Belum Keluar Dari Resesi, Ekonomi RI Ditaksir Minus 1 Persen
Ekonom INDEF Eko Listiyanto memperkirakan pertumbuhan ekonomi Indonesia berada di kisaran minus 1 persen pada kuartal I 2021. Proyeksi ini berasal dari laju konsumsi masyarakat yang diprediksi minus 2,5 persen sampai minus 3 persen pada Januari-Maret 2021.
Jika benar, itu berarti ekonomi RI masih terjebak dalam lubang resesi yang tercatat negatif sejak kuartal II 2020 lalu. Kendati demikian, angkanya terus membaik kalau dibandingkan kuartal-kuartal sebelumnya.
"Dugaannya konsumsi masyarakat dan pertumbuhan ekonomi masih minus, belum kencang, meski sudah ada perbaikan, tapi untuk capai pertumbuhan ekonomi minus 0,5 persen sampai positif, itu variabelnya belum mencapai situ," ujarnya di konferensi pers virtual, Senin (3/5).
Eko menjelaskan proyeksi ini muncul dari tingkat konsumsi masyarakat yang belum kuat menopang pertumbuhan ekonomi secara keseluruhan. Hal ini terjadi karena daya beli masyarakat belum kembali ke kondisi seperti sebelum pandemi corona.

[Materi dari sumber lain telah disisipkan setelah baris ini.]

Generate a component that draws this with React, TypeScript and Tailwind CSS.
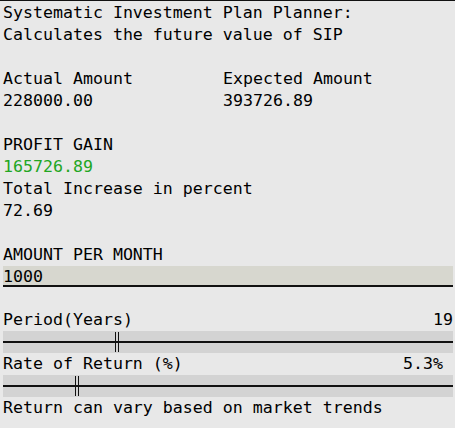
import { useState } from "react";

type SliderProps = { label: string; value: string; thumbLeft: number; valueClass?: string };

function Slider({ label, value, thumbLeft, valueClass }: SliderProps) {
  return (
    <>
      <div className="flex justify-between">
        <span>{label}</span>
        <span className={valueClass}>{value}</span>
      </div>
      <div className="relative h-[22px] bg-[#d3d3d3] flex items-center">
        <div className="h-[2px] w-full bg-[#111]" />
        <div
          className="absolute top-[1px] h-[20px] w-[4px] border-x border-[#111]"
          style={{ left: thumbLeft }}
        />
      </div>
    </>
  );
}

function App() {
  const [amount, setAmount] = useState("1000");
  return (
    <div
      className="w-[455px] h-[428px] bg-[#e8e8e8] border-t border-[#111] pt-[1px] pl-[3px] pr-[2px] text-[16.6px] leading-[22px] text-black"
      style={{ fontFamily: '"DejaVu Sans Mono", monospace' }}
    >
      <div>Systematic Investment Plan Planner:</div>
      <div>Calculates the future value of SIP</div>
      <div className="h-[22px]" />
      <div className="grid grid-cols-[220px_1fr]">
        <div>Actual Amount</div>
        <div>Expected Amount</div>
        <div>228000.00</div>
        <div>393726.89</div>
      </div>
      <div className="h-[22px]" />
      <div>PROFIT GAIN</div>
      <div className="text-[#22a622]">165726.89</div>
      <div>Total Increase in percent</div>
      <div>72.69</div>
      <div className="h-[22px]" />
      <div>AMOUNT PER MONTH</div>
      <input
        value={amount}
        onChange={(e) => setAmount(e.target.value)}
        className="block w-full h-[21px] bg-[#d7d7cf] border-b-2 border-[#111] pt-[2px] outline-none"
        style={{ fontFamily: '"DejaVu Sans Mono", monospace' }}
      />
      <div className="h-[22px]" />
      <Slider label="Period(Years)" value="19" thumbLeft={112} />
      <Slider label="Rate of Return (%)" value="5.3%" thumbLeft={72} valueClass="mr-[10px]" />
      <div>Return can vary based on market trends</div>
    </div>
  );
}

export default App;
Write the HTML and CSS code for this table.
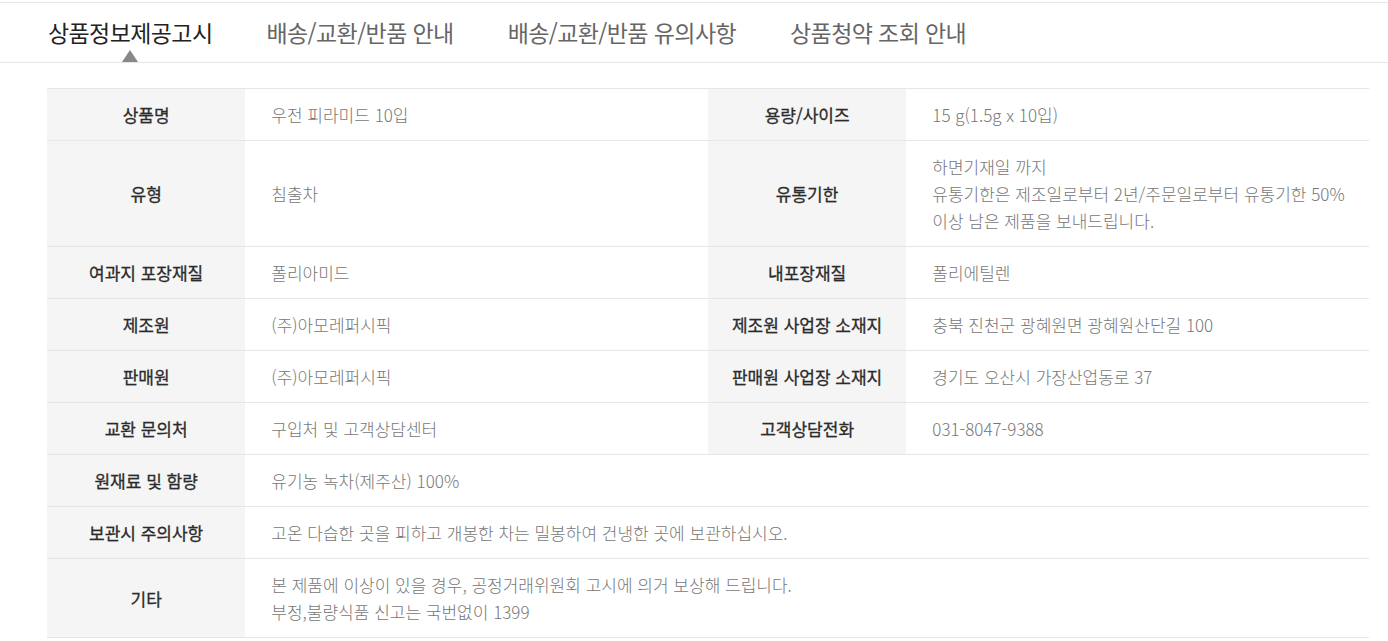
FILE: index.html
```html
<!DOCTYPE html>
<html lang="ko">
<head>
<meta charset="utf-8">
<title>상품정보제공고시</title>
<link rel="stylesheet" href="styles.css">
</head>
<body>
<nav class="tabs">
  <ul class="tab-list">
    <li class="tab active">상품정보제공고시</li>
    <li class="tab">배송/교환/반품 안내</li>
    <li class="tab">배송/교환/반품 유의사항</li>
    <li class="tab">상품청약 조회 안내</li>
  </ul>
</nav>
<section class="info">
  <table class="info-table">
    <colgroup>
      <col class="c-th"><col class="c-td"><col class="c-th"><col class="c-td">
    </colgroup>
    <tbody>
      <tr>
        <th>상품명</th><td>우전 피라미드 10입</td>
        <th>용량/사이즈</th><td>15 g(1.5g x 10입)</td>
      </tr>
      <tr>
        <th>유형</th><td>침출차</td>
        <th>유통기한</th><td>하면기재일 까지<br>유통기한은 제조일로부터 2년/주문일로부터 유통기한 50%<br>이상 남은 제품을 보내드립니다.</td>
      </tr>
      <tr>
        <th>여과지 포장재질</th><td>폴리아미드</td>
        <th>내포장재질</th><td>폴리에틸렌</td>
      </tr>
      <tr>
        <th>제조원</th><td>(주)아모레퍼시픽</td>
        <th>제조원 사업장 소재지</th><td>충북 진천군 광혜원면 광혜원산단길 100</td>
      </tr>
      <tr>
        <th>판매원</th><td>(주)아모레퍼시픽</td>
        <th>판매원 사업장 소재지</th><td>경기도 오산시 가장산업동로 37</td>
      </tr>
      <tr>
        <th>교환 문의처</th><td>구입처 및 고객상담센터</td>
        <th>고객상담전화</th><td>031-8047-9388</td>
      </tr>
      <tr>
        <th>원재료 및 함량</th><td colspan="3">유기농 녹차(제주산) 100%</td>
      </tr>
      <tr>
        <th>보관시 주의사항</th><td colspan="3">고온 다습한 곳을 피하고 개봉한 차는 밀봉하여 건냉한 곳에 보관하십시오.</td>
      </tr>
      <tr>
        <th>기타</th><td colspan="3">본 제품에 이상이 있을 경우, 공정거래위원회 고시에 의거 보상해 드립니다.<br>부정,불량식품 신고는 국번없이 1399</td>
      </tr>
    </tbody>
  </table>
</section>
</body>
</html>
```

FILE: styles.css
```css
* { box-sizing: border-box; }
html, body { margin: 0; padding: 0; background: #fff; }
body {
  font-family: "Noto Sans CJK KR", "Noto Sans", sans-serif;
  color: #333;
}
.tabs {
  margin-top: 2px;
  border-top: 1px solid #e6e6e6;
  border-bottom: 1px solid #e6e6e6;
  height: 61px;
}
.tab-list {
  list-style: none;
  margin: 0;
  padding: 0 0 0 48px;
  display: flex;
  gap: 54px;
  height: 100%;
}
.tab {
  position: relative;
  font-size: 23px;
  line-height: 1;
  padding-top: 18px;
  color: #666;
  letter-spacing: -0.6px;
}
.tab.active { color: #222; }
.tab.active::after {
  content: "";
  position: absolute;
  left: 50%;
  top: 47px;
  margin-left: -8px;
  border-left: 8px solid transparent;
  border-right: 8px solid transparent;
  border-bottom: 12px solid #888;
}
.info {
  padding: 25px 19px 0 47px;
}
.info-table {
  width: 100%;
  border-collapse: collapse;
  border-top: 1px solid #e6e6e6;
  table-layout: fixed;
}
.c-th { width: 15%; }
.c-td { width: 35%; }
.info-table th,
.info-table td {
  border-bottom: 1px solid #e6e6e6;
  font-size: 17px;
  line-height: 27px;
  padding: 12px 0;
  vertical-align: middle;
}
.info-table th {
  background: #f5f5f5;
  color: #2b2b2b;
  font-weight: 400;
  -webkit-text-stroke: 0.3px #2b2b2b;
  text-align: center;
}
.info-table td {
  color: #777;
  font-weight: 300;
  text-align: left;
  padding-left: 26px;
  padding-right: 12px;
}
```
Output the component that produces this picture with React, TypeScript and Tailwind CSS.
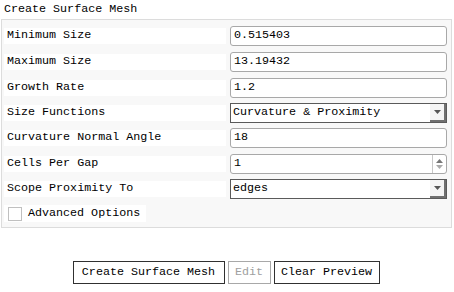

Tercermin dari tingkat inflasi sebelum ramadan dalam dua tahun terakhir. Tercatat, inflasi jelang ramadan 2019 mencapai 0,68 persen.
Sementara jelang ramadan 2020 jatuh ke 0,08 persen. Begitu juga jelang ramadan tahun ini 0,13 persen saja. Artinya, meski mulai naik tapi angkanya masih lemah.

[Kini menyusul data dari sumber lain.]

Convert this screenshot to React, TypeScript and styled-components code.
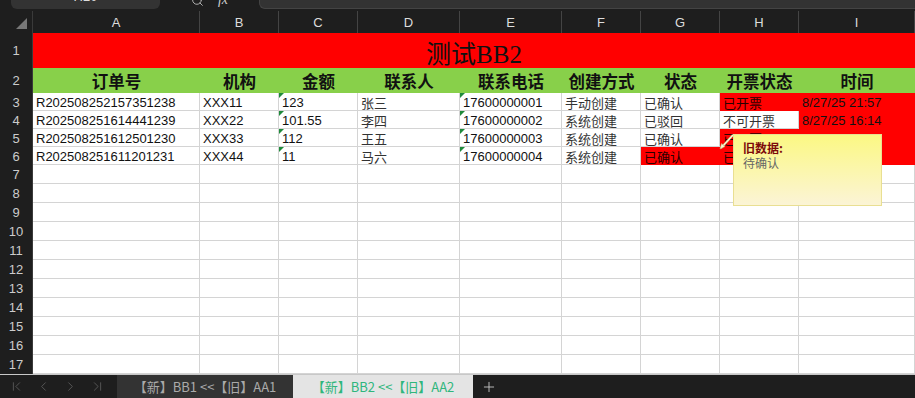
import styled, { createGlobalStyle } from "styled-components";
import { Search, ChevronFirst, ChevronLeft, ChevronRight, ChevronLast, Plus } from "lucide-react";

const GlobalStyle = createGlobalStyle`
  html, body {
    margin: 0;
    padding: 0;
    background: #1e1e1e;
  }
  * {
    box-sizing: border-box;
  }
`;

const Page = styled.div`
  width: 915px;
  height: 398px;
  overflow: hidden;
  display: flex;
  flex-direction: column;
  background: #1e1e1e;
  font-family: "Liberation Sans", "Noto Sans CJK SC", sans-serif;
`;

const TopBar = styled.div`
  height: 11px;
  flex-shrink: 0;
  display: flex;
  align-items: flex-end;
  padding-bottom: 2px;
  overflow: hidden;
`;

const NameBox = styled.div`
  margin-left: 11px;
  width: 149px;
  height: 24px;
  flex-shrink: 0;
  background: #333;
  border-radius: 0 0 6px 6px;
  color: #ddd;
  font-size: 13px;
  line-height: 24px;
  text-align: center;
`;

const FormulaTools = styled.div`
  width: 99px;
  height: 22px;
  flex-shrink: 0;
  display: flex;
  align-items: center;
  justify-content: center;
  gap: 14px;
  color: #ccc;
  padding-top: 4px;
`;

const Fx = styled.span`
  font-family: "Liberation Serif", serif;
  font-style: italic;
  font-size: 14px;
`;

const FormulaBox = styled.div`
  flex: 1;
  height: 24px;
  background: #333;
  border: 1px solid #444;
  border-top: none;
  border-right: none;
  border-radius: 0 0 0 6px;
`;

const Sheet = styled.div`
  position: relative;
  display: grid;
  grid-template-columns: 33px 167px 79px 79px 102px 102px 79px 79px 79px 1fr;
  grid-template-rows: 22px 35px 25px repeat(4, 18px) repeat(11, 19px);
  background: #fff;
  flex-shrink: 0;
`;

const Corner = styled.div`
  position: relative;
  background: #1e1e1e;
  border-right: 1px solid #3a3a3a;
  &::after {
    content: "";
    position: absolute;
    right: 5px;
    bottom: 4px;
    width: 11px;
    height: 11px;
    background: #777;
    clip-path: polygon(100% 0, 100% 100%, 0 100%);
  }
`;

const ColHeader = styled.div`
  background: #1e1e1e;
  border-right: 1px solid #444;
  color: #ddd;
  font-size: 13px;
  display: flex;
  align-items: center;
  justify-content: center;
`;

const RowHeader = styled.div`
  background: #1e1e1e;
  border-right: 1px solid #3a3a3a;
  color: #ccc;
  font-size: 13px;
  display: flex;
  align-items: center;
  justify-content: center;
`;

const TitleCell = styled.div`
  grid-column: 2 / -1;
  background: #ff0000;
  display: flex;
  align-items: center;
  justify-content: center;
  color: #111;
  font-family: "Liberation Serif", "Noto Sans CJK SC", serif;
  font-size: 25px;
  padding-top: 2px;
`;

const HeadCell = styled.div`
  background: #88d04a;
  display: flex;
  align-items: center;
  justify-content: center;
  color: #111;
  font-family: "Noto Sans CJK SC", sans-serif;
  font-weight: 700;
  font-size: 16.5px;
`;

const Cell = styled.div<{ $fill?: string; $flag?: boolean; $cjk?: boolean }>`
  position: relative;
  background: ${(p) => p.$fill ?? "#fff"};
  border-right: 1px solid ${(p) => p.$fill ?? "#d4d4d4"};
  border-bottom: 1px solid ${(p) => p.$fill ?? "#d4d4d4"};
  display: flex;
  align-items: center;
  padding: 1px 0 0 3px;
  white-space: nowrap;
  overflow: hidden;
  font-family: ${(p) =>
    p.$cjk ? `"Noto Sans CJK SC", sans-serif` : `"Liberation Sans", "Noto Sans CJK SC", sans-serif`};
  font-size: 13px;
  color: ${(p) => (p.$cjk ? (p.$fill ? "#2a0000" : "#333") : "#111")};
  &::before {
    content: "";
    display: ${(p) => (p.$flag ? "block" : "none")};
    position: absolute;
    left: 0;
    top: 0;
    width: 5px;
    height: 5px;
    background: #1f8a3b;
    clip-path: polygon(0 0, 100% 0, 0 100%);
  }
`;

const Comment = styled.div`
  position: absolute;
  left: 733px;
  top: 123px;
  width: 149px;
  height: 72px;
  background: linear-gradient(#fbf883, #fbf4d6);
  border: 1px solid #e9df92;
  padding: 5px 9px;
  font-family: "Noto Sans CJK SC", sans-serif;
  font-size: 12px;
  line-height: 15px;
`;

const CommentTitle = styled.div`
  color: #7d0a0a;
  font-weight: 700;
`;

const CommentBody = styled.div`
  color: #666;
`;

const Pointer = styled.svg`
  position: absolute;
  left: 717px;
  top: 121px;
`;

const TabBar = styled.div`
  flex: 1;
  display: flex;
  align-items: stretch;
  background: #1e1e1e;
  border-top: 1px solid #c8c8c8;
`;

const Nav = styled.div`
  width: 117px;
  display: flex;
  align-items: center;
  gap: 12px;
  padding-left: 9px;
  color: #606060;
`;

const Tab = styled.div<{ $active?: boolean }>`
  width: ${(p) => (p.$active ? "180px" : "176px")};
  display: flex;
  align-items: center;
  justify-content: center;
  background: ${(p) => (p.$active ? "#e4e4e4" : "#333")};
  color: ${(p) => (p.$active ? "#2fb67c" : "#aaa")};
  font-family: "Noto Sans CJK SC", sans-serif;
  font-size: 13px;
  white-space: nowrap;
`;

const AddTab = styled.div`
  display: flex;
  align-items: center;
  padding-left: 8px;
  color: #ccc;
`;

const columns = ["A", "B", "C", "D", "E", "F", "G", "H", "I"];
const heads = ["订单号", "机构", "金额", "联系人", "联系电话", "创建方式", "状态", "开票状态", "时间"];

const RED = "#ff0000";

type Row = { values: string[]; fills: Record<number, string> };

const rows: Row[] = [
  {
    values: ["R202508252157351238", "XXX11", "123", "张三", "17600000001", "手动创建", "已确认", "已开票", "8/27/25 21:57"],
    fills: { 7: RED, 8: RED },
  },
  {
    values: ["R202508251614441239", "XXX22", "101.55", "李四", "17600000002", "系统创建", "已驳回", "不可开票", "8/27/25 16:14"],
    fills: { 8: RED },
  },
  {
    values: ["R202508251612501230", "XXX33", "112", "王五", "17600000003", "系统创建", "已确认", "已开票", ""],
    fills: { 7: RED, 8: RED },
  },
  {
    values: ["R202508251611201231", "XXX44", "11", "马六", "17600000004", "系统创建", "已确认", "已开票", ""],
    fills: { 6: RED, 7: RED, 8: RED },
  },
];

const cjkCols = new Set([3, 5, 6, 7]);
const flagCols = new Set([2, 4]);

function App() {
  const emptyRows = Array.from({ length: 11 }, (_, i) => i + 7);
  return (
    <Page>
      <GlobalStyle />
      <TopBar>
        <NameBox>H20</NameBox>
        <FormulaTools>
          <Search size={13} strokeWidth={1.5} />
          <Fx>fx</Fx>
        </FormulaTools>
        <FormulaBox />
      </TopBar>
      <Sheet>
        <Corner />
        {columns.map((c) => (
          <ColHeader key={c}>{c}</ColHeader>
        ))}

        <RowHeader>1</RowHeader>
        <TitleCell>测试BB2</TitleCell>

        <RowHeader>2</RowHeader>
        {heads.map((h) => (
          <HeadCell key={h}>{h}</HeadCell>
        ))}

        {rows.map((r, ri) => (
          <>
            <RowHeader key={`h${ri}`}>{ri + 3}</RowHeader>
            {r.values.map((v, ci) => (
              <Cell key={`${ri}-${ci}`} $fill={r.fills[ci]} $flag={flagCols.has(ci)} $cjk={cjkCols.has(ci)}>
                {v}
              </Cell>
            ))}
          </>
        ))}

        {emptyRows.map((n) => (
          <>
            <RowHeader key={`e${n}`}>{n}</RowHeader>
            {columns.map((c) => (
              <Cell key={`${n}${c}`} />
            ))}
          </>
        ))}

        <Pointer width="20" height="20" viewBox="0 0 20 20">
          <line x1="16" y1="3" x2="4" y2="16" stroke="#b8ae6a" strokeWidth="2.2" />
          <line x1="16" y1="3" x2="4" y2="16" stroke="#fdf8d4" strokeWidth="1.2" />
          <polygon points="3,17 4.5,11.5 8,14.5" fill="#fdf8d4" stroke="#b8ae6a" strokeWidth="0.6" />
        </Pointer>
        <Comment>
          <CommentTitle>旧数据:</CommentTitle>
          <CommentBody>待确认</CommentBody>
        </Comment>
      </Sheet>
      <TabBar>
        <Nav>
          <ChevronFirst size={15} strokeWidth={1.3} />
          <ChevronLeft size={15} strokeWidth={1.3} />
          <ChevronRight size={15} strokeWidth={1.3} />
          <ChevronLast size={15} strokeWidth={1.3} />
        </Nav>
        <Tab>【新】BB1 &lt;&lt;【旧】AA1</Tab>
        <Tab $active>【新】BB2 &lt;&lt;【旧】AA2</Tab>
        <AddTab>
          <Plus size={16} strokeWidth={1.3} />
        </AddTab>
      </TabBar>
    </Page>
  );
}

export default App;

Daya beli yang belum pulih, sambung dia, juga terlihat dari kondisi harga sejumlah bahan pokok, di mana mayoritas justru stabil. Hal ini menandakan belum ada permintaan besar di masyarakat, seperti kondisi ramadan tahun-tahun sebelumnya.
"Ternyata ada sekitar enam bahan pokok di masyarakat, seperti beras, daging sapi, daging ayam, telur, bawang merah, dan cabai yang harganya relatif tetap. Sebelum covid, rata-rata mereka (bahan pangan) di awal ramadan ada sedikit kenaikan, tapi ini tidak," ungkapnya.

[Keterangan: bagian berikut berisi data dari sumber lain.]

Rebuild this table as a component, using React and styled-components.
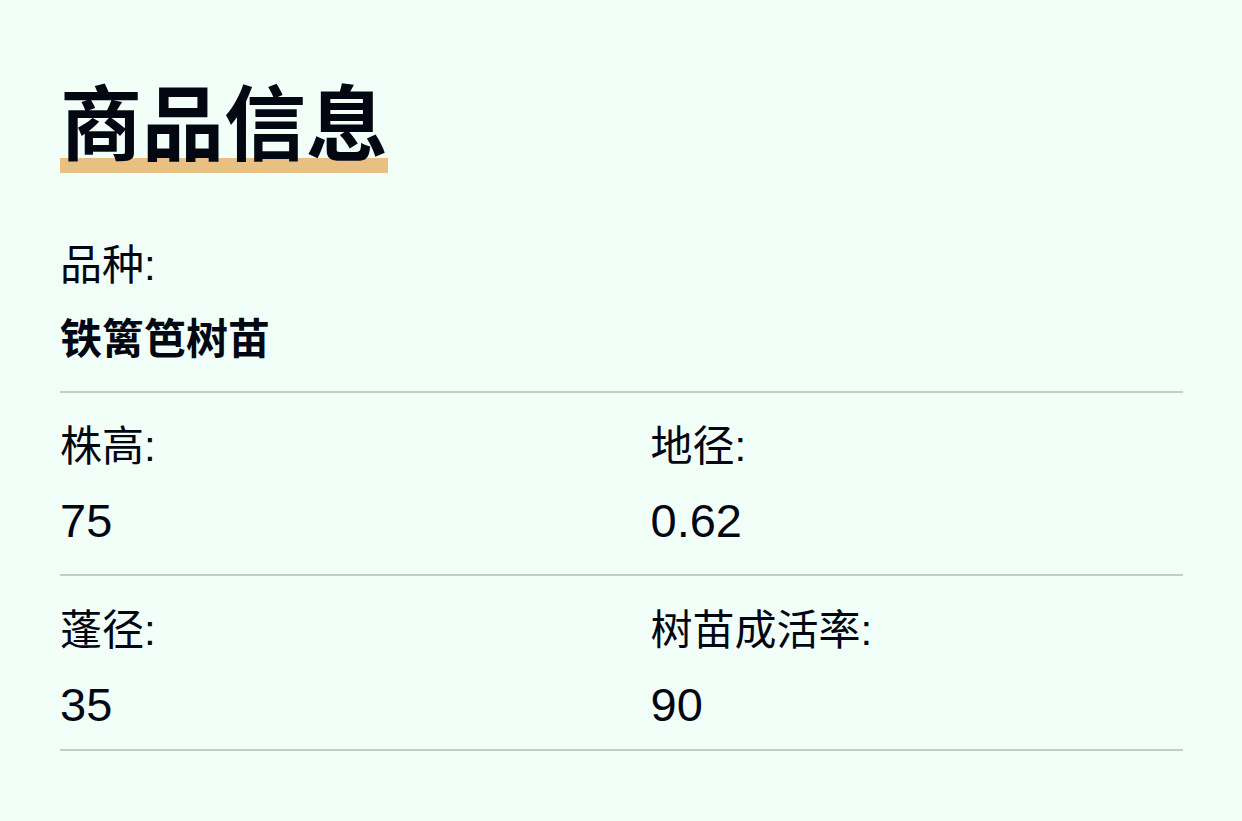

Sementara pada kuartal II 2021, ia memperkirakan ada potensi pertumbuhan ekonomi naik hingga kisaran 5 persen. Tapi, hal ini terjadi karena bantuan teknis kontraksi ekonomi yang mencapai 5,32 persen pada kuartal II 2020.
Sebab, konsumsi kuartal II terbentur kebijakan larangan mudik. Kebijakan ini membuat perputaran uang ke daerah kemungkinan tidak terjadi, meski ada kemungkinan masyarakat di perkotaan bakal giat belanja online sejalan rencana subsidi ongkir dari e-commerce pada Rabu (5/5) mendatang.
"Tapi secara keseluruhan di perekonomian tidak mampu mengangkat ekonomi, karena income tidak naik, ini hanya bergeser belanja offline ke online. Harbolnas juga belum bisa mendorong peningkatan dan pemerataan ekonomi," pungkasnya.